When something is much more likely to happen some way than the another you can call it luck when it happens but its really just turning out the most likely way. In sports a stronger team beating the weaker is usually not described as luck - its just how it was supposed to be. Even if the weaker could have won also.
Also describing as luck that you have alternate way to India is... Geography is not luck. If Europe had the climate to grew spices they would never have developed the navy to travel to India. Because they wouldnt have needed to. If Arabia was water they wouldnt need to travel around Africa and again they wouldnt need to develope better ships and sailing methods. But thats not luck according to you. Its only luck if the europeans come out on top. Thus you can conclude that the europeans were extremly lucky. In reality they had just much better motivation to explore and develope their navies than the rest of the world. And when as a result they found they had naval dominance they used that to get as much money (mostly through trade) as possible. In the process they ended up conquering most of the world.

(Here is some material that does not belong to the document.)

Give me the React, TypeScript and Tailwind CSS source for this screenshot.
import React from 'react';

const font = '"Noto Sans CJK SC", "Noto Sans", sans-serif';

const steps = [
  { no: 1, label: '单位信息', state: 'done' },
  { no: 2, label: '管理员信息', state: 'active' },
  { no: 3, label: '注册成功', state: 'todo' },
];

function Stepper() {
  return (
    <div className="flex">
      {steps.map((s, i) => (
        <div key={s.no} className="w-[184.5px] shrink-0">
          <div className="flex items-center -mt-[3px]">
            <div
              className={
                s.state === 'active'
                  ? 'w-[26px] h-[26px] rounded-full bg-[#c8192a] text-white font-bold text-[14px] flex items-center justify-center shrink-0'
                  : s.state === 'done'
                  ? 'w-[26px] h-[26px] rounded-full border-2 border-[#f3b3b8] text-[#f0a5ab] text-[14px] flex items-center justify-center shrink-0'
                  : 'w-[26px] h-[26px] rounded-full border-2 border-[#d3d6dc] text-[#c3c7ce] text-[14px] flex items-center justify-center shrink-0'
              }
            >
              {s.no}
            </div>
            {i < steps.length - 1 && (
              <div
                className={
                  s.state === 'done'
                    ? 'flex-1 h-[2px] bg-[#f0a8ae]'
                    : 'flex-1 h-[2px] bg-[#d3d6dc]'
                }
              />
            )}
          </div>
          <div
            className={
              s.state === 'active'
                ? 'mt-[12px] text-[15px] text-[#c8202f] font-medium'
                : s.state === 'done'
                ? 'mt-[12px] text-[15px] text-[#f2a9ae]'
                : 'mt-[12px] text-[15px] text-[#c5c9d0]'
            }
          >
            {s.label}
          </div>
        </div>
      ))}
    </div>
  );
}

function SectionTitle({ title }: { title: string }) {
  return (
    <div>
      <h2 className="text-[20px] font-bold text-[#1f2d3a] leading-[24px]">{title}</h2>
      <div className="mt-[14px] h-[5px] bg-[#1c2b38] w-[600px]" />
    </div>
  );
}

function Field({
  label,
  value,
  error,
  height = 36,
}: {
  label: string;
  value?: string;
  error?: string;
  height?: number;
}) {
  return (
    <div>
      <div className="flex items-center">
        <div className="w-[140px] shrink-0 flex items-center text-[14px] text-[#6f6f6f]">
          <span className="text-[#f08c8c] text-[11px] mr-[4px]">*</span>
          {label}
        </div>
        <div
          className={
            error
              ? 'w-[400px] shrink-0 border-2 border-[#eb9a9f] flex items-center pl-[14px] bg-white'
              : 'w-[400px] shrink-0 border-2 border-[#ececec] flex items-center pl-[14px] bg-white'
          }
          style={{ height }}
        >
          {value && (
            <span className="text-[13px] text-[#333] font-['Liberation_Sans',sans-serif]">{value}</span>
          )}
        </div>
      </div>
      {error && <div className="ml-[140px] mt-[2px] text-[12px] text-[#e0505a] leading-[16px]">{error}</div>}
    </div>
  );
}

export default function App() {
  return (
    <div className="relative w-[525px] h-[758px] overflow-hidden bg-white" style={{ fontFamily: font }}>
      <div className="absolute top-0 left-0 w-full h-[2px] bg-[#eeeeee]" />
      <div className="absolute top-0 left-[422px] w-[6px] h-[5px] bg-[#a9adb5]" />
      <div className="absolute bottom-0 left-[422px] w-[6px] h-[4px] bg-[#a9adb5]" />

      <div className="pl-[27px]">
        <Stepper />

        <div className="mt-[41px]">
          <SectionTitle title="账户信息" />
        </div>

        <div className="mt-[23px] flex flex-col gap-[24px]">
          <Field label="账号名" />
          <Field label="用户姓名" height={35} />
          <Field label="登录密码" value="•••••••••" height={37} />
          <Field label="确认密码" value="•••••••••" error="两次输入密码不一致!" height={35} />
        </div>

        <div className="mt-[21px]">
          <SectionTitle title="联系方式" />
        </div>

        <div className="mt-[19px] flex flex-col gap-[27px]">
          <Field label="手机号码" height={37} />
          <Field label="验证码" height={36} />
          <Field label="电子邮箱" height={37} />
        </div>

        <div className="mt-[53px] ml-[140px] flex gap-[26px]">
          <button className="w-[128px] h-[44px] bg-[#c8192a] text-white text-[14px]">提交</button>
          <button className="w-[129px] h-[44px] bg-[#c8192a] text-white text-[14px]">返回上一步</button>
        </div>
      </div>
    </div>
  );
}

And if the result of something (Europe vs locals) is consistently the same its not luck. No one is that lucky.
Also you can continue to repeat your points - that doesnt make them less ridicolous. Blaming everything on European luck from geography to the biology of the natives... And the cherry on top is the "Christianity existing to unite Europe" part - which of course is agan luck according to you. Its not like the christianosation of europe was a centuries long process with a thousand causes - but here its simple luck. Also of its supposed unity: 30 years war? Just to mention the most devastating war thanks to christian infighting. If thats your definition of unity I dont want any of it.

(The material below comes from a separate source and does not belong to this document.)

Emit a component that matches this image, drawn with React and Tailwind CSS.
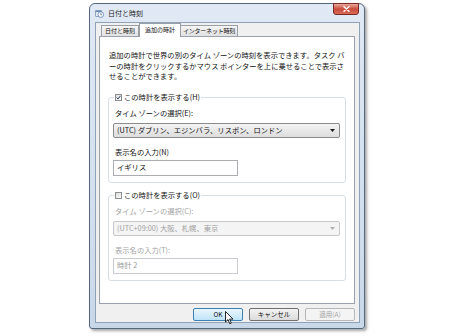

I want to point just to the central idea of 1st paragraph.
Saying that something more likely to happen cannot be based on luck, but on cause-and-effect is obviously right.

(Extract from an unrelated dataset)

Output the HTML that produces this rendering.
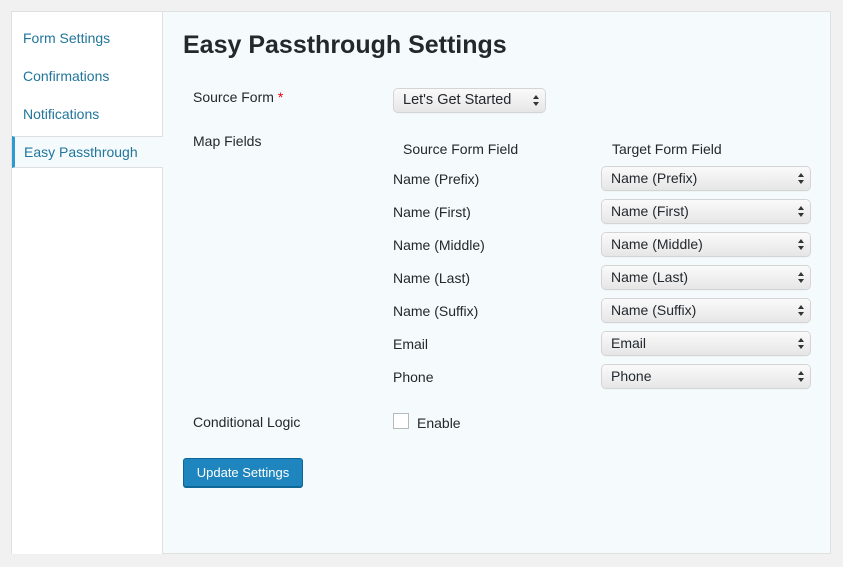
<!DOCTYPE html>
<html><head><style>
body{margin:0;width:843px;height:567px;background:#f1f1f1;font-family:"Liberation Sans",sans-serif;font-size:14px;color:#23282d;position:relative;overflow:hidden}
.a{position:absolute;white-space:nowrap}
.panel{position:absolute;left:11px;top:11px;width:820px;height:543px;border:1px solid #e0e0e0;background:#f5fafd;box-sizing:border-box}
.side{position:absolute;left:12px;top:12px;width:150px;height:542px;background:#fff;border-right:1px solid #e0e0e0}
.nav{color:#21759b;font-size:14px}
.sel{position:absolute;height:23px;border-radius:4px;background:linear-gradient(#fafafa,#e6e6e6);box-shadow:0 0 0 1px #d4d4d4,0 1px 1px rgba(0,0,0,.15);font-size:14px;line-height:23px;padding-left:9px;box-sizing:border-box}
.sel:after{content:"";position:absolute;right:6px;top:6px;border:3.5px solid transparent;border-bottom:4px solid #333;border-top:none}
.sel:before{content:"";position:absolute;right:6px;top:13px;border:3.5px solid transparent;border-top:4px solid #333;border-bottom:none}
</style></head><body>
<div class="panel"></div>
<div class="side"></div>
<div class="a" style="left:12px;top:136px;width:151px;height:32px;background:#f5fafd;border-top:1px solid #e0e0e0;border-bottom:1px solid #e0e0e0;box-sizing:border-box;border-left:3px solid #2e9ad0"></div>
<div class="a nav" style="left:23px;top:30px">Form Settings</div>
<div class="a nav" style="left:23px;top:68px">Confirmations</div>
<div class="a nav" style="left:23px;top:106px">Notifications</div>
<div class="a nav" style="left:24px;top:144px">Easy Passthrough</div>
<div class="a" style="left:183px;top:31px;font-size:25px;font-weight:bold">Easy Passthrough Settings</div>
<div class="a" style="left:193px;top:89px">Source Form <span style="color:#e00">*</span></div>
<div class="sel" style="left:394px;top:89px;width:151px;font-size:14.5px">Let's Get Started</div>
<div class="a" style="left:193px;top:133px">Map Fields</div>
<div class="a" style="left:403px;top:141px">Source Form Field</div>
<div class="a" style="left:612px;top:141px">Target Form Field</div>
<div class="a" style="left:393px;top:171px">Name (Prefix)</div><div class="sel" style="left:602px;top:167px;width:208px">Name (Prefix)</div>
<div class="a" style="left:393px;top:204px">Name (First)</div><div class="sel" style="left:602px;top:200px;width:208px">Name (First)</div>
<div class="a" style="left:393px;top:237px">Name (Middle)</div><div class="sel" style="left:602px;top:233px;width:208px">Name (Middle)</div>
<div class="a" style="left:393px;top:270px">Name (Last)</div><div class="sel" style="left:602px;top:266px;width:208px">Name (Last)</div>
<div class="a" style="left:393px;top:303px">Name (Suffix)</div><div class="sel" style="left:602px;top:299px;width:208px">Name (Suffix)</div>
<div class="a" style="left:393px;top:336px">Email</div><div class="sel" style="left:602px;top:332px;width:208px">Email</div>
<div class="a" style="left:393px;top:369px">Phone</div><div class="sel" style="left:602px;top:365px;width:208px">Phone</div>
<div class="a" style="left:193px;top:414px">Conditional Logic</div>
<div class="a" style="left:393px;top:413px;width:16px;height:16px;border:1px solid #b4b9be;background:#fff;box-sizing:border-box"></div>
<div class="a" style="left:417px;top:415px">Enable</div>
<div class="a" style="left:183px;top:458px;width:120px;height:29px;background:#1e85be;border:1px solid #0e6797;border-radius:3px;box-sizing:border-box;color:#fff;font-size:13px;line-height:27px;text-align:center;box-shadow:0 1px 0 #0e6797">Update Settings</div>
</body></html>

But how can we tell the world as we know is the most probable outcome of all possible outcomes of events many centuries ago?
In statistics, to make an inference about the probabilities of different outcomes of some event we need a sample of hundreds. In History we have a sample of just one event: our actual World History.
Surely when we see European armies usually defeating native ones so many times we can call it a good sample and make the statement: "when the Europeans fight the natives an European victory is the most likely outcome".
But it is due to technological and tactical advantages. The true question is: "what is the probability Europe will have tech advantage"? Or: "what is the probability Europe will pursue trade routes to East Asia" (instead of Chinese and Indian countries pursuing themselves maritine routes for their ships selling directly in Europe).
This kind of questions cannot be answered at all. Because we can only see our actual World and not a multiverse of different parallel Worlds as in some sci-fi books.
Many people here seem to have a Jared Diamond-like thinking. No problem with it, but taking that not as an explanation for actual World, but as an explanation of the most probable outcomes of different alternate Worlds is a step from biological and geographical determinism.